According to Nexant, four key trends point in the direction of coal. The first three are essentially economic in nature: the global increases in crude oil prices; the huge boosts in natural gas costs in North America and Western Europe; and the burgeoning energy demand in the developing economies of Asia. There also is a technological driver, the advances now being made in coal utilization processes such as gasification. Taken together, the study suggests that the chemical industry is at a strategic turning point.
There is no doubt that today’s gasification processes — and the gas-to-liquids Fischer-Tropsch plants now mushrooming in the Middle East — use technology far more advanced than that in earlier German and South African units, which were driven more by economic necessities than anything else.
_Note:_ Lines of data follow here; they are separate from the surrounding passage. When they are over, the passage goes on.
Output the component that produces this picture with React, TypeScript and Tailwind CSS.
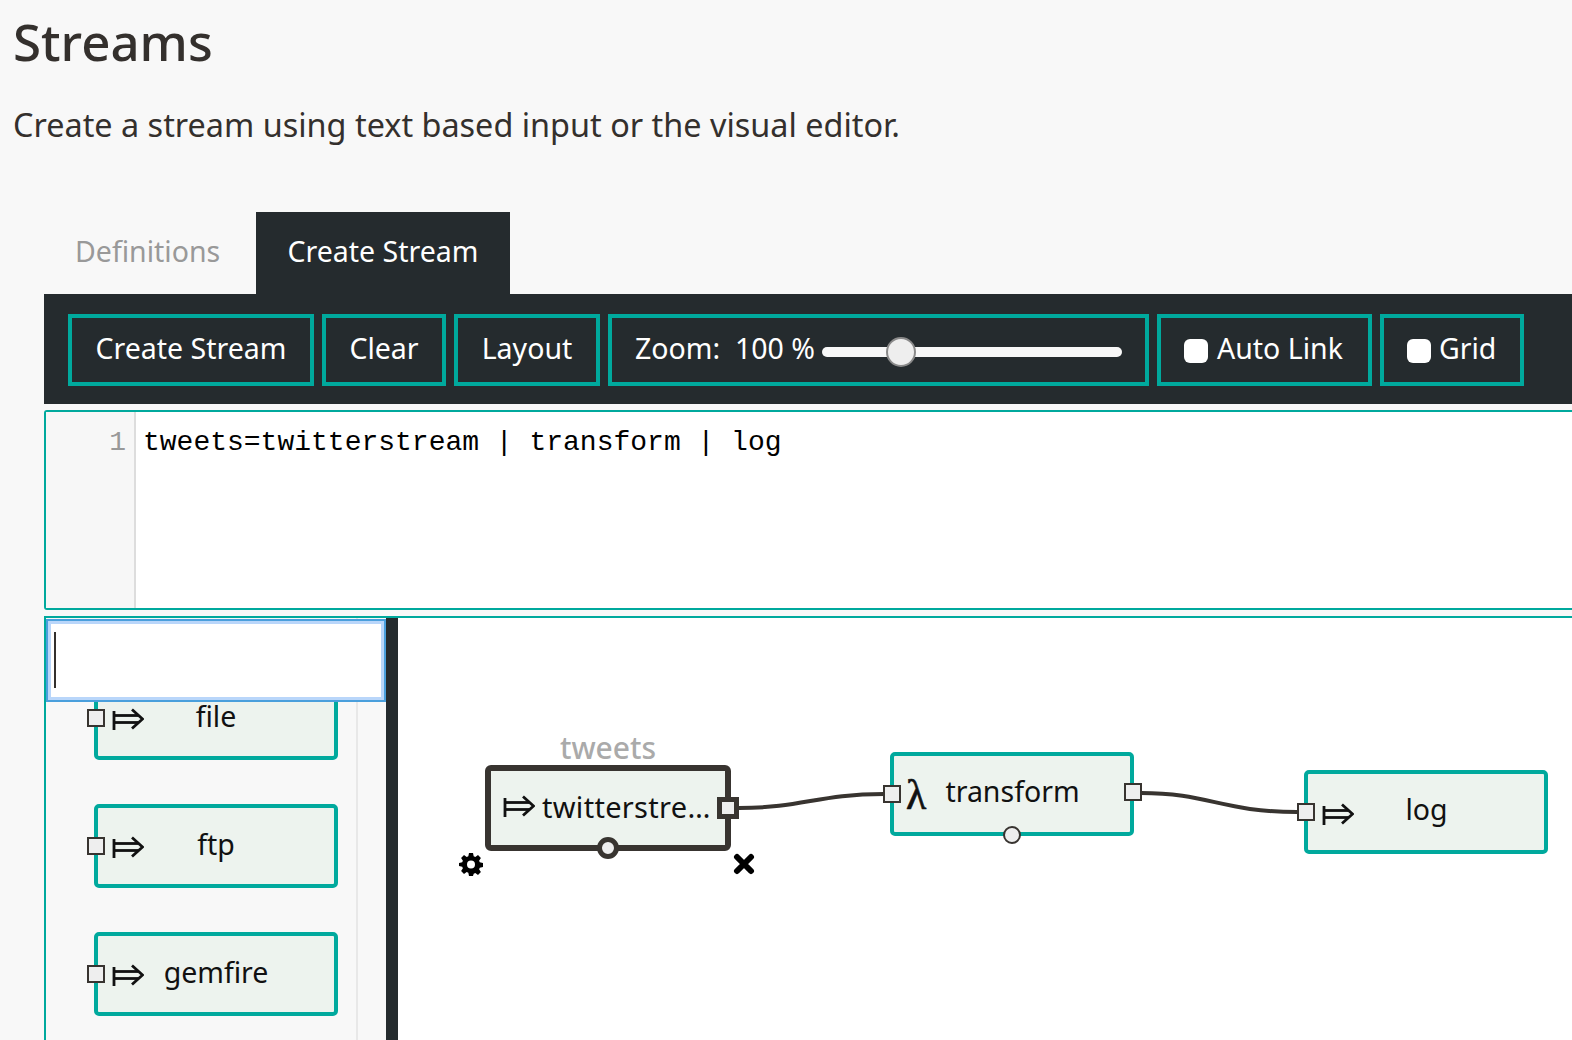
import React from "react";

const sans = "font-['Noto_Sans','Open_Sans',sans-serif]";

function Arrow({ className = "" }: { className?: string }) {
  return (
    <svg viewBox="0 0 32 22" width="32" height="22" fill="none" stroke="#111" strokeWidth="2.8" className={className}>
      <path d="M2 3v19" />
      <path d="M2 7.500h24" />
      <path d="M2 14.500h24" />
      <path d="M20 1.500 30.500 11 20 20.500" strokeLinejoin="miter" />
    </svg>
  );
}

function Port({ className = "" }: { className?: string }) {
  return <span className={`absolute h-[18px] w-[18px] border-2 border-[#383430] bg-[#eeeeee] ${className}`} />;
}

function PaletteNode({ label }: { label: string }) {
  return (
    <div className="relative flex h-[84px] w-[244px] shrink-0 items-center justify-center rounded-[5px] border-4 border-[#00a99d] bg-[#edf3ee] pb-[4px] text-[28.500px] leading-none text-[#111]">
      <Port className="-left-[11px] top-[29px]" />
      <Arrow className="absolute left-[14px] top-[28px]" />
      {label}
    </div>
  );
}

function Btn({ className, children }: { className: string; children: React.ReactNode }) {
  return (
    <div className={`flex h-[72px] shrink-0 items-center border-4 border-[#00a99d] pb-[4px] text-[28.500px] leading-none text-white ${className}`}>
      {children}
    </div>
  );
}

export default function App() {
  return (
    <div className={`h-[1040px] w-[1572px] overflow-hidden bg-[#f8f8f8] text-[#34302d] ${sans}`}>
      <h1 className="ml-[13px] h-[86px] pt-[6px] text-[51px] leading-[70px] font-medium">Streams</h1>
      <p className="ml-[13px] mt-[16px] h-[44px] text-[32.400px] leading-[44px]">
        Create a stream using text based input or the visual editor.
      </p>
      <div className="ml-[44px] mt-[66px] w-[1528px]">
        <div className="flex h-[82px] text-[28.500px]">
          <div className="flex w-[212px] items-center pb-[3px] pl-[31px] text-[#999999]">Definitions</div>
          <div className="flex w-[254px] items-center justify-center bg-[#252b2e] pb-[3px] text-white">Create Stream</div>
        </div>
        <div className="flex h-[110px] items-start gap-2 bg-[#252b2e] pl-6 pt-[20px]">
          <Btn className="w-[246px] justify-center">Create Stream</Btn>
          <Btn className="w-[124px] justify-center">Clear</Btn>
          <Btn className="w-[146px] justify-center">Layout</Btn>
          <Btn className="w-[541px] pl-[23px]">
            <span className="whitespace-pre">Zoom:  100 %</span>
            <div className="relative top-[4px] ml-[7px] h-[10px] w-[300px] rounded-[5px] bg-[#f8f8f8]">
              <span className="absolute -top-[10px] left-[64px] h-[30px] w-[30px] rounded-full border-2 border-[#8a8a8a] bg-[#eeeeee]" />
            </div>
          </Btn>
          <Btn className="w-[215px] pl-[23px]">
            <span className="relative top-[3px] mr-[9px] h-[24px] w-[24px] rounded-[6px] bg-white" />
            Auto Link
          </Btn>
          <Btn className="w-[144px] pl-[23px]">
            <span className="relative top-[3px] mr-[8px] h-[24px] w-[24px] rounded-[6px] bg-white" />
            Grid
          </Btn>
        </div>
        <div className="mt-[6px] flex h-[200px] w-[1540px] rounded-l-[3px] border-2 border-[#00a99d] bg-white">
          <div className="w-[90px] border-r-2 border-[#dddddd] bg-[#f7f7f7] pr-[8px] pt-[13px] text-right font-['Liberation_Mono',monospace] text-[28px] leading-[36px] text-[#999999]">
            1
          </div>
          <div className="pl-[7px] pt-[13px] font-['Liberation_Mono',monospace] text-[28px] leading-[36px] whitespace-pre text-black">
            tweets=twitterstream | transform | log
          </div>
        </div>
        <div className="mt-[6px] flex h-[424px] w-[1540px] border-t-2 border-[#00a99d]">
          <div className="relative w-[342px] shrink-0 overflow-hidden border-l-2 border-[#00a99d] bg-[#f8f8f8]">
            <div className="flex h-full w-[312px] flex-col gap-[44px] border-r-2 border-[#e8e8e8] pl-[48px] pt-[58px]">
              <PaletteNode label="file" />
              <PaletteNode label="ftp" />
              <PaletteNode label="gemfire" />
            </div>
            <div className="absolute left-0 right-0 top-px h-[83px] border-2 border-[#4a9fdc] bg-white shadow-[inset_0_0_0_3px_#b9d6fa]">
              <span className="absolute left-[6px] top-[11px] h-[56px] w-[2px] bg-[#34302d]" />
            </div>
          </div>
          <div className="w-[12px] shrink-0 bg-[#252b2e]" />
          <div className="relative flex-1 bg-white text-[28.500px] leading-none text-[#111]">
            <svg className="absolute inset-0" width="1174" height="422" fill="none" stroke="#383430" strokeWidth="4">
              <path d="M341 190C405 190 420 176 486 176" />
              <path d="M743 175C810 175 825 194 899 194" />
            </svg>

            <div className="absolute left-[87px] top-[147px] flex h-[86px] w-[246px] items-center rounded-[6px] border-[6px] border-[#383430] bg-[#edf3ee] pb-[4px] pl-[12px]">
              <div className="absolute -top-[39px] left-0 right-0 text-center text-[30px] leading-[32px] font-medium text-[#aaaaaa]">tweets</div>
              <Arrow className="mr-[7px] shrink-0" />
              <span className="whitespace-nowrap text-[29px] tracking-[0.3px]">twitterstre<span className="tracking-[1.500px]">…</span></span>
              <span className="absolute -right-[14px] top-[26px] h-[22px] w-[22px] border-[5px] border-[#383430] bg-[#eeeeee]" />
              <span className="absolute -bottom-[14px] left-[106px] h-[22px] w-[22px] rounded-full border-[5px] border-[#383430] bg-[#eeeeee]" />
              <svg viewBox="0 0 24 24" width="24" height="24" fill="#000" className="absolute -bottom-[31px] -left-[32px]">
                <path fillRule="evenodd" d="M10 1h4l.7 3.200 1.600.7L19 3.100l2.900 2.900-1.800 2.700.7 1.600L24 11v4l-3.200.7-.7 1.600 1.800 2.700-2.900 2.900-2.700-1.800-1.600.7L14 24h-4l-.7-3.200-1.600-.7L5 21.900 2.100 19l1.800-2.700-.7-1.600L0 14v-3l3.200-.7.7-1.600L2.100 6 5 3.100l2.700 1.800 1.600-.7L10 1Zm2 7.500a4 4 0 1 0 0 8 4 4 0 0 0 0-8Z" />
              </svg>
              <svg viewBox="0 0 22 22" width="22" height="22" stroke="#000" strokeWidth="6" strokeLinecap="round" className="absolute -bottom-[30px] -right-[30px]">
                <path d="M4 4l14 14M18 4 4 18" />
              </svg>
            </div>

            <div className="absolute left-[492px] top-[134px] flex h-[84px] w-[244px] items-center justify-center rounded-[5px] border-4 border-[#00a99d] bg-[#edf3ee] pb-[5px] pl-[1px]">
              <Port className="-left-[11px] top-[29px]" />
              <span className="absolute left-[12px] top-[18px] font-['Liberation_Serif',serif] text-[42px] leading-[42px] font-medium [-webkit-text-stroke:0.6px_#111]">λ</span>
              transform
              <Port className="-right-[12px] top-[27px]" />
              <span className="absolute -bottom-[12px] left-[109px] h-[18px] w-[18px] rounded-full border-2 border-[#383430] bg-[#eeeeee]" />
            </div>

            <div className="absolute left-[906px] top-[152px] flex h-[84px] w-[244px] items-center justify-center rounded-[5px] border-4 border-[#00a99d] bg-[#edf3ee] pb-[5px] pl-[1px]">
              <Port className="-left-[11px] top-[29px]" />
              <Arrow className="absolute left-[14px] top-[29px]" />
              log
            </div>
          </div>
        </div>
      </div>
    </div>
  );
}
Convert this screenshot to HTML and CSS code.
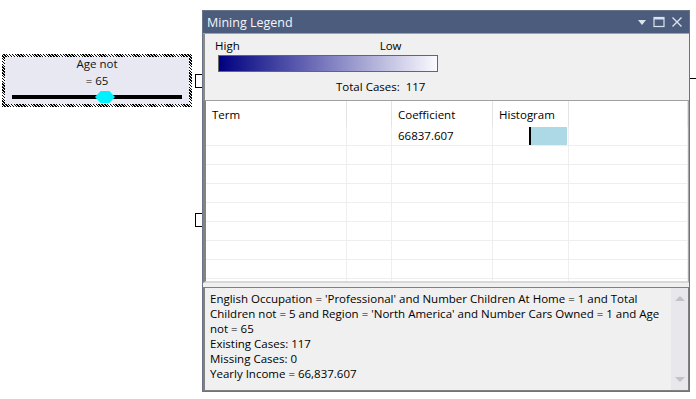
FILE: index.html
```html
<!DOCTYPE html>
<html lang="en">
<head>
    <meta charset="UTF-8">
    <title>Mining Legend</title>
    <link rel="stylesheet" href="styles.css">
</head>
<body>
    <div class="canvas">
        <!-- Tree node -->
        <div class="node">
            <div class="node-label">Age not</div>
            <div class="node-label">= 65</div>
            <div class="node-slider">
                <span class="slider-knob"></span>
            </div>
        </div>
        <div class="connector connector-top"></div>
        <div class="connector connector-mid"></div>
        <div class="edge-line"></div>

        <!-- Mining legend window -->
        <div class="window">
            <div class="titlebar">
                <span class="title">Mining Legend</span>
                <div class="title-buttons">
                    <svg width="10" height="10" viewBox="0 0 10 10"><path d="M1 3h8L5 8z" fill="#dde3ee"/></svg>
                    <svg width="12" height="12" viewBox="0 0 12 12"><rect x="1" y="1.5" width="10" height="9" fill="none" stroke="#dde3ee" stroke-width="1.2"/><rect x="1" y="1.5" width="10" height="2" fill="#dde3ee"/></svg>
                    <svg width="12" height="12" viewBox="0 0 12 12"><path d="M1.5 1.5l9 9M10.5 1.5l-9 9" stroke="#dde3ee" stroke-width="1.4"/></svg>
                </div>
            </div>

            <div class="legend">
                <div class="legend-labels">
                    <span>High</span>
                    <span>Low</span>
                </div>
                <div class="gradient-bar"></div>
                <div class="total">Total Cases:&nbsp; 117</div>
            </div>

            <div class="grid">
                <div class="grid-row grid-head">
                    <div class="cell">Term</div>
                    <div class="cell"></div>
                    <div class="cell">Coefficient</div>
                    <div class="cell">Histogram</div>
                    <div class="cell"></div>
                </div>
                <div class="grid-row">
                    <div class="cell"></div>
                    <div class="cell"></div>
                    <div class="cell">66837.607</div>
                    <div class="cell hist"><span class="hist-bar"></span></div>
                    <div class="cell"></div>
                </div>
                <div class="grid-row"><div class="cell"></div><div class="cell"></div><div class="cell"></div><div class="cell"></div><div class="cell"></div></div>
                <div class="grid-row"><div class="cell"></div><div class="cell"></div><div class="cell"></div><div class="cell"></div><div class="cell"></div></div>
                <div class="grid-row"><div class="cell"></div><div class="cell"></div><div class="cell"></div><div class="cell"></div><div class="cell"></div></div>
                <div class="grid-row"><div class="cell"></div><div class="cell"></div><div class="cell"></div><div class="cell"></div><div class="cell"></div></div>
                <div class="grid-row"><div class="cell"></div><div class="cell"></div><div class="cell"></div><div class="cell"></div><div class="cell"></div></div>
                <div class="grid-row"><div class="cell"></div><div class="cell"></div><div class="cell"></div><div class="cell"></div><div class="cell"></div></div>
                <div class="grid-row"><div class="cell"></div><div class="cell"></div><div class="cell"></div><div class="cell"></div><div class="cell"></div></div>
                <div class="grid-row"><div class="cell"></div><div class="cell"></div><div class="cell"></div><div class="cell"></div><div class="cell"></div></div>
            </div>

            <div class="details">
                <div class="details-text">
                    English Occupation = 'Professional' and Number Children At Home = 1 and Total Children not = 5 and Region = 'North America' and Number Cars Owned = 1 and Age not = 65<br>
                    Existing Cases: 117<br>
                    Missing Cases: 0<br>
                    Yearly Income = 66,837.607
                </div>
                <div class="scrollbar">
                    <svg width="10" height="6" viewBox="0 0 10 6"><path d="M0 6L5 1l5 5z" fill="#c2c2c6"/></svg>
                    <svg width="10" height="6" viewBox="0 0 10 6"><path d="M0 0h10L5 5z" fill="#c2c2c6"/></svg>
                </div>
            </div>
        </div>
    </div>
</body>
</html>
```
FILE: styles.css
```css
/* Page */
body {
    margin: 0;
    background: #fff;
    font-family: 'Open Sans', 'Noto Sans', sans-serif;
    font-size: 11.5px;
    color: #000;
}

.canvas {
    position: relative;
    width: 696px;
    height: 399px;
    overflow: hidden;
}

/* Tree node */
.node {
    position: absolute;
    left: 2px;
    top: 54px;
    width: 184px;
    height: 47px;
    border: 3px solid transparent;
    border-image: repeating-linear-gradient(45deg, #000 0 1px, #fff 1px 2px) 3;
    background: #e8e8f2;
    display: flex;
    flex-direction: column;
    align-items: center;
}

.node-label {
    line-height: 17px;
    color: #111;
}

.node-label:first-child {
    margin-top: -2px;
}

.node-slider {
    position: relative;
    margin-top: 6px;
    width: 170px;
    height: 4px;
    background: #000;
}

.slider-knob {
    position: absolute;
    left: 83px;
    top: -4px;
    width: 20px;
    height: 12px;
    background: #00f0ff;
    clip-path: polygon(28% 0, 72% 0, 100% 50%, 72% 100%, 28% 100%, 0 50%);
}

.connector {
    position: absolute;
    left: 195px;
    width: 6px;
    height: 12px;
    border: 1px solid #000;
    border-right: none;
}

.connector-top {
    top: 74px;
}

.connector-mid {
    top: 213px;
}

.edge-line {
    position: absolute;
    left: 689px;
    top: 78px;
    width: 7px;
    height: 1px;
    background: #000;
}

/* Window */
.window {
    position: absolute;
    left: 202px;
    top: 10px;
    width: 486px;
    height: 380px;
    border: 1px solid #6a7388;
    background: #f0f0f0;
    display: flex;
    flex-direction: column;
}

.titlebar {
    height: 22px;
    background: #4b5c7d;
    border-bottom: 1px solid #9aa3b4;
    display: flex;
    align-items: center;
    justify-content: space-between;
    padding: 0 6px 0 4px;
}

.title {
    color: #f4f6fa;
    font-size: 12.5px;
}

.title-buttons {
    display: flex;
    align-items: center;
    gap: 6px;
}

/* Legend */
.legend {
    height: 66px;
    border-left: 2px solid #8a8a8a;
}

.legend-labels {
    display: flex;
    gap: 140px;
    padding: 4px 0 0 10px;
    line-height: 16px;
}

.gradient-bar {
    margin: 1px 0 0 13px;
    width: 218px;
    height: 15px;
    border: 1px solid #666;
    background: linear-gradient(to right, #000080, #fafaff);
}

.total {
    margin: 7px 0 0 131px;
    line-height: 16px;
}

/* Grid */
.grid {
    height: 180px;
    background: #fff;
    border-top: 1px solid #a0a0a0;
    border-left: 3px solid #838383;
    border-right: 1px solid #a8a8a8;
    border-bottom: 2px solid #d8d8d8;
    overflow: hidden;
}

.grid-row {
    display: grid;
    grid-template-columns: 141px 45px 101px 76px 1fr;
    height: 18px;
    border-bottom: 1px solid #eeeeee;
}

.grid-row.grid-head {
    height: 26px;
    border-bottom: none;
}

.cell {
    border-right: 1px solid #eeeeee;
    padding-left: 6px;
    line-height: 18px;
}

.grid-head .cell {
    line-height: 28px;
    border-right-color: #e4e4e4;
}

.hist {
    display: flex;
    padding-left: 36px;
}

.hist-bar {
    width: 36px;
    height: 18px;
    background: #add8e6;
    border-left: 2px solid #000;
}

/* Details */
.details {
    flex: 1;
    margin-top: 4px;
    border: 1px solid #808080;
    border-left-width: 2px;
    display: flex;
}

.details-text {
    flex: 1;
    padding: 3px 8px 0 5px;
    line-height: 15px;
}

.scrollbar {
    width: 17px;
    background: #e8e8ec;
    display: flex;
    flex-direction: column;
    justify-content: space-between;
    align-items: center;
    padding: 7px 0 7px;
}
```
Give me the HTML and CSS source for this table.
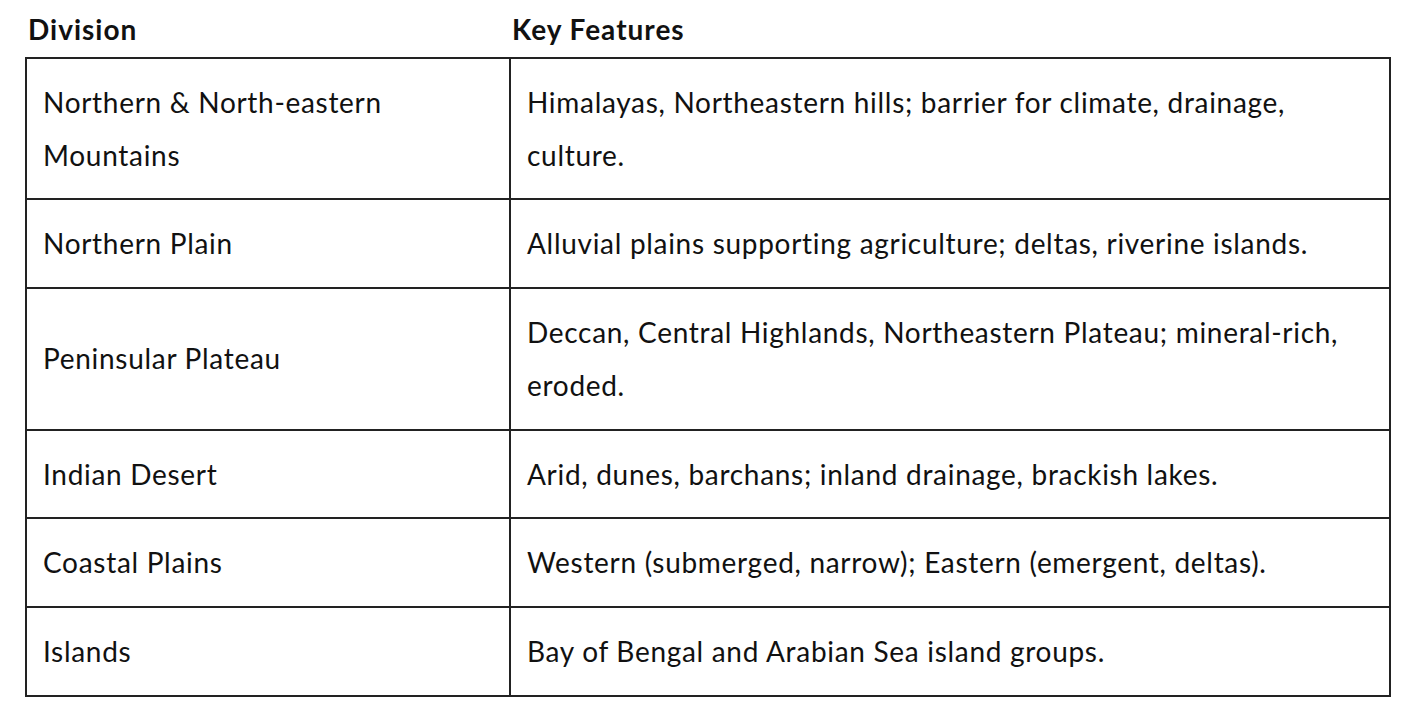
FILE: index.html
```html
<!DOCTYPE html>
<html lang="en">
<head>
<meta charset="utf-8">
<title>Divisions</title>
<link rel="stylesheet" href="styles.css">
</head>
<body>
<div class="wrap">
<table class="divs">
<thead>
<tr><th class="c1">Division</th><th class="c2">Key Features</th></tr>
</thead>
<tbody>
<tr><td>Northern &amp; North-eastern Mountains</td><td>Himalayas, Northeastern hills; barrier for climate, drainage, culture.</td></tr>
<tr><td>Northern Plain</td><td>Alluvial plains supporting agriculture; deltas, riverine islands.</td></tr>
<tr><td>Peninsular Plateau</td><td>Deccan, Central Highlands, Northeastern Plateau; mineral-rich, eroded.</td></tr>
<tr><td>Indian Desert</td><td>Arid, dunes, barchans; inland drainage, brackish lakes.</td></tr>
<tr><td>Coastal Plains</td><td>Western (submerged, narrow); Eastern (emergent, deltas).</td></tr>
<tr><td>Islands</td><td>Bay of Bengal and Arabian Sea island groups.</td></tr>
</tbody>
</table>
</div>
</body>
</html>
```
FILE: styles.css
```css
html, body { margin: 0; padding: 0; background: #fff; }
body { font-family: Lato, "Open Sans", sans-serif; color: #111; }
.wrap { padding: 0 13px 0 25px; }
.divs { border-collapse: collapse; width: 1366px; font-size: 28px; letter-spacing: 0.7px; table-layout: fixed; }
.divs th { text-align: left; font-weight: 700; height: 57px; padding: 0 2px; vertical-align: middle; line-height: 1; letter-spacing: 1px; }
.divs th.c1 { width: 480px; }
.divs td { border: 2px solid #222; padding: 17px 16px; line-height: 52.7px; vertical-align: middle; }
```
But, as Nexant stresses, it is still the economics of production that will govern the growth of coal-based chemicals.

In the U.S., for example, notes the report, the production of, say, linear low-density polyethylene (LLDPE) from a coal-based gasifier process (taking the route of coal to synthesis gas to methanol to olefins) would not be able to compete with conventional ethylene-cracker processes “in the foreseeable future.” In China, however, production of a staple such as vinyl chloride monomer either from gasification-sourced ethylene or from an “on purpose” route to acetylene (coal to coke to calcium carbide to acetylene) is said to be highly competitive. Moreover, the report goes on to describe how LLDPE produced from coal in China or Central Europe can compete in Western Europe at current market prices.

Coal clearly plays a pivotal role in the economy of China. Production there, in fact, has recently overtaken that of the U.S., which still has the world’s biggest reserves of coal. In both countries, and in all other coal-producing nations for that matter, nearly all coal mined goes into power generation, of course. Projects like the recently approved FutureGen initiative in the U.S. — a $1-billion government/industry effort to build a prototype fossil-fueled power plant of the future, complete with hydrogen generation, carbon sequestration and zero emissions — will, if successful, no doubt ensure a steady demand for coal for decades to come, irrespective of what the chemical industry does.

Should the chemical industry move more towards coal-based technologies, however, we should never forget that coal mining in general remains one of the most hazardous occupations around the world. We know about China’s appalling record in this area, with some 3,000 miners reported killed in 2005 — over 200 alone in an underground explosion in Liaoning province last February — but this January’s tragic events at mines in West Virginia remind us of the dangers that miners working deep below ground face. The country’s safety record has improved steadily over the years, but still on average about 30 miners die each year in the U.S., a modest but still unacceptable number. So, everyone in the chemical industry — where safety considerations are paramount — should be able to appreciate that, occasionally, there are more overriding concerns in play than pure economics.